**Stored rows**
_ _ _ _

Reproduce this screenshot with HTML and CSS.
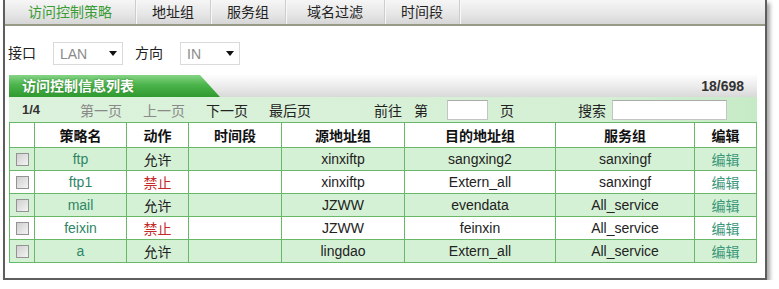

_ _ _ _

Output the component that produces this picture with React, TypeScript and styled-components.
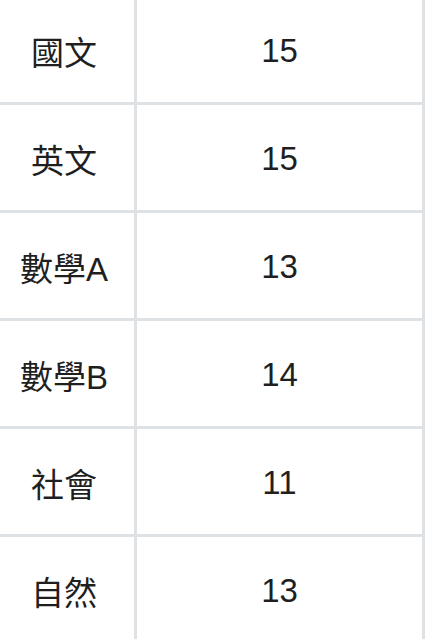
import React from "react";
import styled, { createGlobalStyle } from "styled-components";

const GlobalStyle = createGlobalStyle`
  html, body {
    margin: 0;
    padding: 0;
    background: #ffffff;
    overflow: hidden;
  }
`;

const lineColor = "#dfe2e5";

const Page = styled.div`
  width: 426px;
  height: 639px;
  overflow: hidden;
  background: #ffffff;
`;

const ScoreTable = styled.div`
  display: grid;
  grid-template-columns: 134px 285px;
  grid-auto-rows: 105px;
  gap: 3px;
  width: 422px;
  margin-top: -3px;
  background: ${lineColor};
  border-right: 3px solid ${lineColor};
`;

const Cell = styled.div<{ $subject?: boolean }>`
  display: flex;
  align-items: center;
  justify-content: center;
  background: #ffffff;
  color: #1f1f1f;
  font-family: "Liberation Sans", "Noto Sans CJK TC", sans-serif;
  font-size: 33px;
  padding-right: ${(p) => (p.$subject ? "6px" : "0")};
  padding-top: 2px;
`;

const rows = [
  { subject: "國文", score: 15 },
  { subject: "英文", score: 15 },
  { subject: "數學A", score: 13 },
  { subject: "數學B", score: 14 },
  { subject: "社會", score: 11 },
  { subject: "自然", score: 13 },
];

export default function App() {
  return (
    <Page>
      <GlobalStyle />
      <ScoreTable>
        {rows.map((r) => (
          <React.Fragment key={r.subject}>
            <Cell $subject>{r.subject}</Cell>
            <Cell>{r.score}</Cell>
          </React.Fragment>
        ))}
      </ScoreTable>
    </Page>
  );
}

_ _ _ _

**Requirements**
From the data above, pick out each line containing "this" and copy it.

**Correct output**
Reproduce this screenshot with HTML and CSS.
Output the component that produces this picture with React, TypeScript and styled-components.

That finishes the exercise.